Where is Europe heading?
As President Juncker remarked in his State of the Union speech of September 13th, the European Union finally has the wind in its sails again. The key question now is: Where will this wind take us?
A first matter to resolve is whether the future Union will be one based on variable geometry, or one in which all member states participate in all activities of the Union. This issue has largely been settled by Brexit.
Even before the Brexit referendum, the UK had become a progressively more marginal member. Over the last decade, the key issues have been the survival of the euro area and, more recently, the survival of the borderless Schengen area. Having opted out of these two crucial achievements of the EU from the very beginning, the UK has thus only been a spectator on these fronts in which the EU has been forced to advance further. The existing set-up had simply proved to be inadequate to deal with a deep financial crisis and an unprecedented influx of refugees.

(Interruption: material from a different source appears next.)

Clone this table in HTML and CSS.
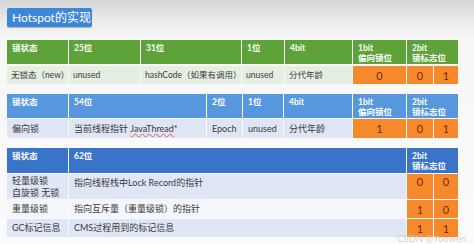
FILE: index.html
```html
<!DOCTYPE html>
<html lang="zh">
<head>
<meta charset="utf-8">
<link rel="stylesheet" href="styles.css">
</head>
<body>
<div class="page">
  <div class="title">Hotspot的实现</div>

  <div class="tbl t1 green">
    <div class="h">锁状态</div>
    <div class="h">25位</div>
    <div class="h">31位</div>
    <div class="h">1位</div>
    <div class="h">4bit</div>
    <div class="h">1bit<br>偏向锁位</div>
    <div class="h span2">2bit<br>锁标志位</div>
    <div class="d">无锁态（new）</div>
    <div class="d">unused</div>
    <div class="d">hashCode（如果有调用）</div>
    <div class="d">unused</div>
    <div class="d">分代年龄</div>
    <div class="o">0</div>
    <div class="o">0</div>
    <div class="o">1</div>
  </div>

  <div class="tbl t2 blue">
    <div class="h">锁状态</div>
    <div class="h">54位</div>
    <div class="h">2位</div>
    <div class="h">1位</div>
    <div class="h">4bit</div>
    <div class="h">1bit<br>偏向锁位</div>
    <div class="h span2">2bit<br>锁标志位</div>
    <div class="d">偏向锁</div>
    <div class="d">当前线程指针&nbsp;<span class="ul">JavaThread</span>*</div>
    <div class="d">Epoch</div>
    <div class="d">unused</div>
    <div class="d">分代年龄</div>
    <div class="o">1</div>
    <div class="o">0</div>
    <div class="o">1</div>
  </div>

  <div class="tbl t3 dblue">
    <div class="h">锁状态</div>
    <div class="h">62位</div>
    <div class="h span2">2bit<br>锁标志位</div>
    <div class="d tall">轻量级锁<br>自旋锁 无锁</div>
    <div class="d tall top">指向线程栈中Lock Record的指针</div>
    <div class="o tall top">0</div>
    <div class="o tall top">0</div>
    <div class="d w">重量级锁</div>
    <div class="d w">指向互斥量（重量级锁）的指针</div>
    <div class="o">1</div>
    <div class="o">0</div>
    <div class="d">GC标记信息</div>
    <div class="d">CMS过程用到的标记信息</div>
    <div class="o">1</div>
    <div class="o">1</div>
  </div>

  <div class="wm">CSDN @Yoowen</div>
</div>
</body>
</html>
```

FILE: styles.css
```css
* { box-sizing: border-box; }
html, body { margin: 0; padding: 0; }
body {
  width: 474px;
  height: 244px;
  overflow: hidden;
  background: linear-gradient(#d6d6d6 0px, #ececec 22px, #f7f7f7 40px, #fbfbfb 244px);
  font-family: "Lato", "Noto Sans CJK SC", sans-serif;
  color: #333;
}
.page {
  position: relative;
  height: 244px;
  padding: 8px 0 0 7px;
}
.title {
  width: 85px;
  height: 19px;
  background: #3d87d8;
  border-radius: 2px;
  color: #fff;
  font-size: 12px;
  line-height: 19px;
  padding-left: 5px;
  box-shadow: 0 1px 1px rgba(0,0,0,0.25);
  white-space: nowrap;
}
.tbl {
  display: grid;
  column-gap: 1px;
  row-gap: 2px;
  width: 452px;
}
.t1 {
  margin-top: 13px;
  grid-template-columns: 61px 71px 100px 42px 67px 53px 26px 24px;
  grid-template-rows: 24px 18px;
}
.t2 {
  margin-top: 10px;
  grid-template-columns: 61px 137px 35px 40px 68px 53px 26px 24px;
  grid-template-rows: 24px 19px;
  row-gap: 1px;
}
.t3 {
  margin-top: 10px;
  grid-template-columns: 61px 337px 26px 24px;
  grid-template-rows: 25px 25px 18px 18px;
  row-gap: 1px;
}
.h {
  color: #fff;
  font-weight: 700;
  font-size: 8.5px;
  line-height: 10px;
  padding: 3px 5px 0;
  white-space: nowrap;
}
.span2 { grid-column: span 2; }
.green .h { background: #5ea23a; }
.blue .h { background: #5797dd; }
.dblue .h { background: #3a74c9; }
.d {
  font-size: 8.5px;
  line-height: 11px;
  padding: 0 4px;
  display: flex;
  align-items: center;
  white-space: nowrap;
  color: #3a3a3a;
  overflow: hidden;
}
.t2 .d, .t3 .d { font-size: 9px; line-height: 12px; padding: 0 5px; }
.t3 .d.top { align-items: flex-start; padding-top: 3px; }
.green .d { background: #e6ede1; }
.blue .d { background: #dee5f5; }
.dblue .d { background: #dfe6f6; }
.dblue .d.w { background: #f4f6fb; }
.o {
  background: #f6892c;
  color: #7a2800;
  font-size: 11px;
  display: flex;
  align-items: center;
  justify-content: center;
}
.o.top { align-items: flex-start; padding-top: 1px; }
.ul {
  text-decoration: underline wavy #e06060;
  text-decoration-thickness: 0.5px;
}
.wm {
  position: absolute;
  left: 397px;
  top: 233px;
  font-size: 9.5px;
  line-height: 11px;
  color: rgba(205, 205, 205, 0.85);
  white-space: nowrap;
}
```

The departure of the UK now opens the door for a future in which essentially all member states share one currency and their citizens are free to move across borders without controls. This is why President Juncker rightly insisted that the euro is the currency of the Union. Of course, this vision can be realised only if the remaining non-euro member states change their mind on euro area membership.
This cannot be achieved by reminding Poland, Sweden and other countries that they had signed a political commitment to adopt the euro some time ago. Nor will offering them a few billion euro in the form of adjustment finance be decisive.

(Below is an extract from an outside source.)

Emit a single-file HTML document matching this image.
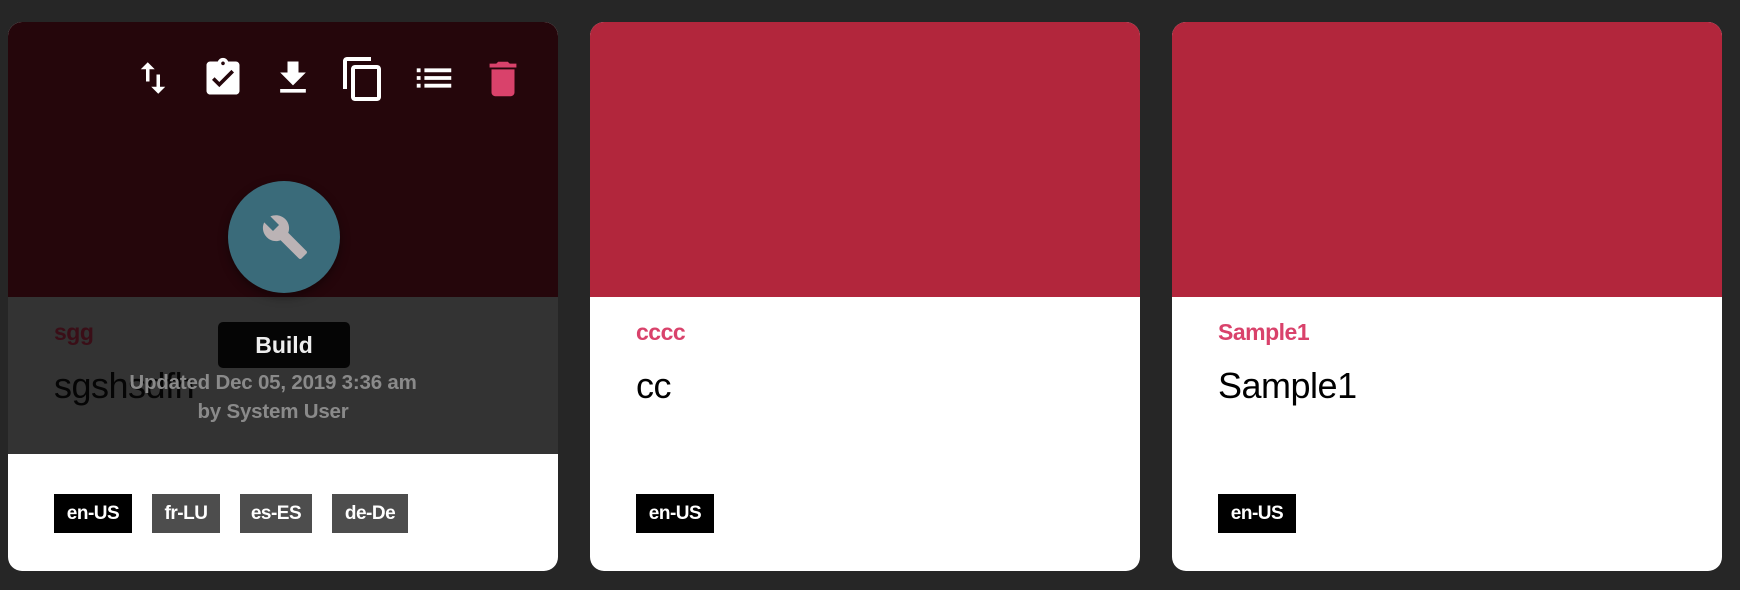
<!DOCTYPE html>
<html><head><style>
*{margin:0;padding:0;box-sizing:border-box}
body{width:1740px;height:590px;background:#262626;font-family:"Liberation Sans",sans-serif;position:relative;overflow:hidden}
.card{position:absolute;top:22px;width:550px;height:549px;background:#fff;border-radius:14px;overflow:hidden}
.top{position:absolute;left:0;top:0;width:100%;height:275px;background:#b2263c}
.title{position:absolute;left:46px;top:297px;font-size:23px;font-weight:bold;color:#d9426b;letter-spacing:-0.5px}
.name{position:absolute;left:46px;top:343px;font-size:36px;color:#000;letter-spacing:-0.5px}
.tag{position:absolute;top:472px;height:39px;line-height:39px;padding:0;text-align:center;font-size:19px;font-weight:bold;color:#fff;background:#000;letter-spacing:-0.5px}
.ico{position:absolute}
</style></head><body>
<div class="card" style="left:8px">
 <div class="top" style="background:#25060b"></div>
 <div style="position:absolute;left:0;top:275px;width:100%;height:157px;background:#333"></div>
 <div class="title" style="color:#3a0e17">sgg</div>
 <div class="name" style="color:#050505">sgshsdfh</div>
 <svg class="ico" style="left:124px;top:34px" width="42" height="44" viewBox="0 0 24 24"><path fill="#fff" d="M9 3L5 7h3v7h2V7h3L9 3zm7 14v-7h-2v7h-3l4 4 4-4h-3z"/></svg>
 <svg class="ico" style="left:193px;top:33px" width="44" height="46" viewBox="0 0 24 24"><path fill="#fff" d="M19 3h-4.18C14.4 1.84 13.3 1 12 1s-2.4.84-2.82 2H5c-1.1 0-2 .9-2 2v14c0 1.1.9 2 2 2h14c1.1 0 2-.9 2-2V5c0-1.1-.9-2-2-2zm-7 0c.55 0 1 .45 1 1s-.45 1-1 1-1-.45-1-1 .45-1 1-1zm-2 14l-4-4 1.41-1.41L10 14.17l6.59-6.59L18 9l-8 8z"/></svg>
 <svg class="ico" style="left:263px;top:33px" width="44" height="46" viewBox="0 0 24 24"><path fill="#fff" d="M19 9h-4V3H9v6H5l7 7 7-7zM5 18v2h14v-2H5z"/></svg>
 <svg class="ico" style="left:331px;top:32px" width="48" height="50" viewBox="0 0 24 24"><path fill="#fff" d="M16 1H4c-1.1 0-2 .9-2 2v14h2V3h12V1zm3 4H8c-1.1 0-2 .9-2 2v14c0 1.1.9 2 2 2h11c1.1 0 2-.9 2-2V7c0-1.1-.9-2-2-2zm0 16H8V7h11v14z"/></svg>
 <svg class="ico" style="left:403px;top:33px" width="46" height="46" viewBox="0 0 24 24"><path fill="#fff" d="M3 13h2v-2H3v2zm0 4h2v-2H3v2zm0-8h2V7H3v2zm4 4h14v-2H7v2zm0 4h14v-2H7v2zM7 7v2h14V7H7z"/></svg>
 <svg class="ico" style="left:472px;top:32px" width="46" height="50" viewBox="0 0 24 24"><path fill="#d9426b" d="M6 19c0 1.1.9 2 2 2h8c1.1 0 2-.9 2-2V7H6v12zM19 4h-3.5l-1-1h-5l-1 1H5v2h14V4z"/></svg>
 <div style="position:absolute;left:220px;top:159px;width:112px;height:112px;border-radius:50%;background:#3a6b7a;box-shadow:0 4px 10px rgba(0,0,0,.4)"></div>
 <svg style="position:absolute;left:253px;top:191px" width="48" height="48" viewBox="0 0 24 24"><path fill="#bbb3b5" d="M22.7 19l-9.1-9.1c.9-2.3.4-5-1.5-6.9-2-2-5-2.4-7.4-1.3L9 6 6 9 1.6 4.7C.4 7.1.9 10.1 2.9 12.1c1.9 1.9 4.6 2.4 6.9 1.5l9.1 9.1c.4.4 1 .4 1.4 0l2.3-2.3c.5-.4.5-1.1.1-1.4z"/></svg>
 <div style="position:absolute;left:210px;top:300px;width:132px;height:46px;border-radius:5px;background:#050505;color:#eee;font-weight:bold;font-size:23px;text-align:center;line-height:46px">Build</div>
 <div style="position:absolute;left:60px;top:346px;width:410px;text-align:center;color:#8a8a8a;font-weight:bold;font-size:20.5px;line-height:29px;letter-spacing:-0.2px">Updated Dec 05, 2019 3:36 am<br>by System User</div>
 <div class="tag" style="left:46px;width:78px">en-US</div>
 <div class="tag" style="left:144px;width:68px;background:#4d4d4d">fr-LU</div>
 <div class="tag" style="left:232px;width:72px;background:#4d4d4d">es-ES</div>
 <div class="tag" style="left:324px;width:76px;background:#4d4d4d">de-De</div>
</div>
<div class="card" style="left:590px">
 <div class="top"></div>
 <div class="title">cccc</div>
 <div class="name">cc</div>
 <div class="tag" style="left:46px;width:78px">en-US</div>
</div>
<div class="card" style="left:1172px">
 <div class="top"></div>
 <div class="title">Sample1</div>
 <div class="name">Sample1</div>
 <div class="tag" style="left:46px;width:78px">en-US</div>
</div>
</body></html>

The only way to draw in these remaining member states is to make membership in the euro area so attractive that they see it in their national interest to join.
Fortunately, the economy (and the external perception) of the euro area is improving and after the German elections there is a good chance that the governance of the euro will be reformed. Moreover, the number of refugees trying to enter the EU from the South has considerably diminished, thus reducing the tensions facing the Schengen area. In short, the environment seems more favourably disposed for moving towards a more cohesive and integrated Union than it has been for a long time.

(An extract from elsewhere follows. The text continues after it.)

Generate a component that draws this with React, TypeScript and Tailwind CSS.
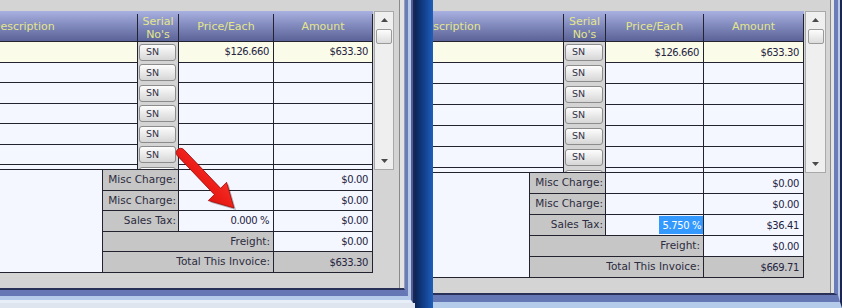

Unfortunately, however, a new threat to Europe’s future has reared its ugly head. This time, it concerns the nations’ commitment to the democratic values of the Union, notably the principle of the rule of law, the independence of the judiciary and the importance of a free press. This is a fundamental conflict (basically between the old member states, on one side, and Poland and Hungary, on the other), which cannot be papered over with financial concessions or some other compromise. Nevertheless, it must be resolved before the EU can make further progress down the road mapped out by President Juncker.